Interface markup and scripts:
+--

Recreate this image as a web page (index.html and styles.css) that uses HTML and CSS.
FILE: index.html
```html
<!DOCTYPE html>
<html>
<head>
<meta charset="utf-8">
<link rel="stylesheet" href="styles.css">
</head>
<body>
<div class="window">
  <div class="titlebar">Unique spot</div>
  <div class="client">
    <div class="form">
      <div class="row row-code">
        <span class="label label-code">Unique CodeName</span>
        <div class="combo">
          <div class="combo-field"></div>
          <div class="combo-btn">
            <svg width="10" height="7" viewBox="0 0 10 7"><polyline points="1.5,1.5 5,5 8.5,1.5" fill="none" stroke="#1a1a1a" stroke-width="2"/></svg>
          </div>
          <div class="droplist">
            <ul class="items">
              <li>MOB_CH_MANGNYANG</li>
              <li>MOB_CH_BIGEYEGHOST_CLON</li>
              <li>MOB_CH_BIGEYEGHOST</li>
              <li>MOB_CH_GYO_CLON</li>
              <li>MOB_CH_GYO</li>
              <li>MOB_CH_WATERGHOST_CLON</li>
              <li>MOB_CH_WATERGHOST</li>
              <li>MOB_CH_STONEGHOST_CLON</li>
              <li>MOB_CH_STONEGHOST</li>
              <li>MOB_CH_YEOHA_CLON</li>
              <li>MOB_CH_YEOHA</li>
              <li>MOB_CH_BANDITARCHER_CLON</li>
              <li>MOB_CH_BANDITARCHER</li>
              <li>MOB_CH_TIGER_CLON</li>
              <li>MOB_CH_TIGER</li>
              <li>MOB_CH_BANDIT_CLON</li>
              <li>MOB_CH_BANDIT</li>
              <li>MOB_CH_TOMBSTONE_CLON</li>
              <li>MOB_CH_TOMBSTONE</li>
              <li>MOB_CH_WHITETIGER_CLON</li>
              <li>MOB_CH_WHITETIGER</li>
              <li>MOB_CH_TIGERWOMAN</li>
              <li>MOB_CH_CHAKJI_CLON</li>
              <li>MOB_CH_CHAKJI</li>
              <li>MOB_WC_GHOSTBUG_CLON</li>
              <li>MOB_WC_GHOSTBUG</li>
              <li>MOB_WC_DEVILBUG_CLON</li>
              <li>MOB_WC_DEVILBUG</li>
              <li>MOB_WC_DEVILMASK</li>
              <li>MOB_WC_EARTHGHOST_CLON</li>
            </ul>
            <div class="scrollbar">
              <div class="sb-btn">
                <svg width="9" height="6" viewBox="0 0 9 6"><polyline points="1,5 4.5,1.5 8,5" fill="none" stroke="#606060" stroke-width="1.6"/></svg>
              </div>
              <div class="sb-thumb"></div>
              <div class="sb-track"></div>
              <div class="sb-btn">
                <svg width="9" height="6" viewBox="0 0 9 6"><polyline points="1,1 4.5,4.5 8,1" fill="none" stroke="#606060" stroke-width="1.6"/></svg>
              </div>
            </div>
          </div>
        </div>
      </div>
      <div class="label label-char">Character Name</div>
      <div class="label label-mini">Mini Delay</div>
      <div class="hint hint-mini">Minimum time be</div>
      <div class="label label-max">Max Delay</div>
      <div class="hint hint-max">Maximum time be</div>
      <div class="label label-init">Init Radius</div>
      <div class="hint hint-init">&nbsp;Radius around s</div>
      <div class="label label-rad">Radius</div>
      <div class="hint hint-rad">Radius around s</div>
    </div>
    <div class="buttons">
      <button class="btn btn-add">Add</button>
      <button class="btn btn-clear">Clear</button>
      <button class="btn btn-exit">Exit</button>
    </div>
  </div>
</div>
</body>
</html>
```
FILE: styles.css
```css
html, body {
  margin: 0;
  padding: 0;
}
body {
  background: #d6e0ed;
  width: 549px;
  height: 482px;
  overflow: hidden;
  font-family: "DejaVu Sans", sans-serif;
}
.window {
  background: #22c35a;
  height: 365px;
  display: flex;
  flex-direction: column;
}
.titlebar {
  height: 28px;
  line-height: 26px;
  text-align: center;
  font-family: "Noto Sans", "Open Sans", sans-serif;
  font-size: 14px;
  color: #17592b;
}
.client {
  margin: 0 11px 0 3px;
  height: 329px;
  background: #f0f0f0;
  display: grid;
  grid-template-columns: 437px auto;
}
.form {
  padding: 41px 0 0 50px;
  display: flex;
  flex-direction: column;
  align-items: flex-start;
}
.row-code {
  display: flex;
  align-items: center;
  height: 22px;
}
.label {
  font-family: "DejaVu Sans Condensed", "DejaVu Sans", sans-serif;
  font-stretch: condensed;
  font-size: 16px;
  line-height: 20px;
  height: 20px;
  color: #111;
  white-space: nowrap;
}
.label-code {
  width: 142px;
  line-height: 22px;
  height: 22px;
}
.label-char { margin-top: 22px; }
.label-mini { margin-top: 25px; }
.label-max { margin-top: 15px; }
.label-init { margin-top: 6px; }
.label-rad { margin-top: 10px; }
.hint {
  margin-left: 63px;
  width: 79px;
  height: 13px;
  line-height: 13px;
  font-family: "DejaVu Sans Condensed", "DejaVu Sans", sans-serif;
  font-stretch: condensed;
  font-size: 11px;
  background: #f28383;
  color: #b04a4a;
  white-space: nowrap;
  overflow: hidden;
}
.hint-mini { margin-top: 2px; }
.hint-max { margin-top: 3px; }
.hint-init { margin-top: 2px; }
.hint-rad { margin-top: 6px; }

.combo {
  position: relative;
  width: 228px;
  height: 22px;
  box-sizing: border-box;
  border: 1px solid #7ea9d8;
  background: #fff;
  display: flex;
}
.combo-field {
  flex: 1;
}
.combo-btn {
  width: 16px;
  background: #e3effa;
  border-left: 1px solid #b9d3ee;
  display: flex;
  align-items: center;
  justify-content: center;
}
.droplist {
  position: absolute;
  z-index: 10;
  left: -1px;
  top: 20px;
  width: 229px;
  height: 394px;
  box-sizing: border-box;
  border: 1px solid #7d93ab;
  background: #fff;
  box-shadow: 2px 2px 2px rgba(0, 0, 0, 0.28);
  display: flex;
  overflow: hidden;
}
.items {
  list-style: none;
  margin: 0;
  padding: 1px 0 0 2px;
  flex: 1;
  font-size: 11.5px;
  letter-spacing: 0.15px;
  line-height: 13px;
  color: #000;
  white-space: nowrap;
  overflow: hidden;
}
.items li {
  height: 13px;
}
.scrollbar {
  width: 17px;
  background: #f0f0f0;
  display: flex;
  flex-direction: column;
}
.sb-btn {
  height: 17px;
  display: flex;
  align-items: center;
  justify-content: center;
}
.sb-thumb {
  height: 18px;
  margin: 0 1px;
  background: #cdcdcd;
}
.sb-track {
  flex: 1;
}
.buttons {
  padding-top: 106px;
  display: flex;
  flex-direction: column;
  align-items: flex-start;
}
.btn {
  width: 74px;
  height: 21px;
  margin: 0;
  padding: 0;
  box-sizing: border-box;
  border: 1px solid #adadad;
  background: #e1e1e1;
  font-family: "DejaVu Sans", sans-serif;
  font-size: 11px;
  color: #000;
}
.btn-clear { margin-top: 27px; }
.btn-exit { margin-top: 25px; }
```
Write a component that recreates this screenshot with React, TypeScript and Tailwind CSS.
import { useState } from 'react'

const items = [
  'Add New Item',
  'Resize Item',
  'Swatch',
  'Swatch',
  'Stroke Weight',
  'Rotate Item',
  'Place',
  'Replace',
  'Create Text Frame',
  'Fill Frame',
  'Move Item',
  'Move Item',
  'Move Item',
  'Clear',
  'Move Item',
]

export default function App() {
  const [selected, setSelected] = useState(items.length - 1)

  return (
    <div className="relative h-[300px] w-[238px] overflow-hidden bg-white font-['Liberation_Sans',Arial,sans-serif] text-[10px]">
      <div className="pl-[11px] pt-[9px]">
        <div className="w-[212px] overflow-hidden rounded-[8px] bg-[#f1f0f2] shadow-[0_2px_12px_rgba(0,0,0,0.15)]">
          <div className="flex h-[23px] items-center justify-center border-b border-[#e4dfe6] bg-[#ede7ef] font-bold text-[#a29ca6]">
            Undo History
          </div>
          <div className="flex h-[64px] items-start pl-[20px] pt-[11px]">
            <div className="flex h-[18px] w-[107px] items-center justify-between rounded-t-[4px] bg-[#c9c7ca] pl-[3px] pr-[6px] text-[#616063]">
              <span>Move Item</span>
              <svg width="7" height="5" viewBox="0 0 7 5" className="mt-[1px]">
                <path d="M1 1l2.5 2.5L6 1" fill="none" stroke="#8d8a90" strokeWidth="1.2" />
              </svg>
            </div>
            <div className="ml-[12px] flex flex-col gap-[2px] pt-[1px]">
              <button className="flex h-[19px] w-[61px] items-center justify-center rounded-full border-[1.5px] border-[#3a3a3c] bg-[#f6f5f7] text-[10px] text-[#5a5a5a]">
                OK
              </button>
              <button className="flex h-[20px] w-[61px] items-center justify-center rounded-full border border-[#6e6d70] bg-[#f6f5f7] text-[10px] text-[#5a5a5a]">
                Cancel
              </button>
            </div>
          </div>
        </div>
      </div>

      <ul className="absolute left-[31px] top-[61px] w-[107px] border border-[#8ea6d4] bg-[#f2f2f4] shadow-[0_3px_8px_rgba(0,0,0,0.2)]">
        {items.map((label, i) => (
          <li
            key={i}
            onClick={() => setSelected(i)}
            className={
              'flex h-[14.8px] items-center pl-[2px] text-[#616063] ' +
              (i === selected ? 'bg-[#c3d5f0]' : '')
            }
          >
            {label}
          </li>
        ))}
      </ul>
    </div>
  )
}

+--

— Given task —
Copy each line of the records containing the string "this".

— Exercise output —
Recreate this image as a web page (index.html and styles.css) that uses HTML and CSS.
Write a component that recreates this screenshot with React, TypeScript and Tailwind CSS.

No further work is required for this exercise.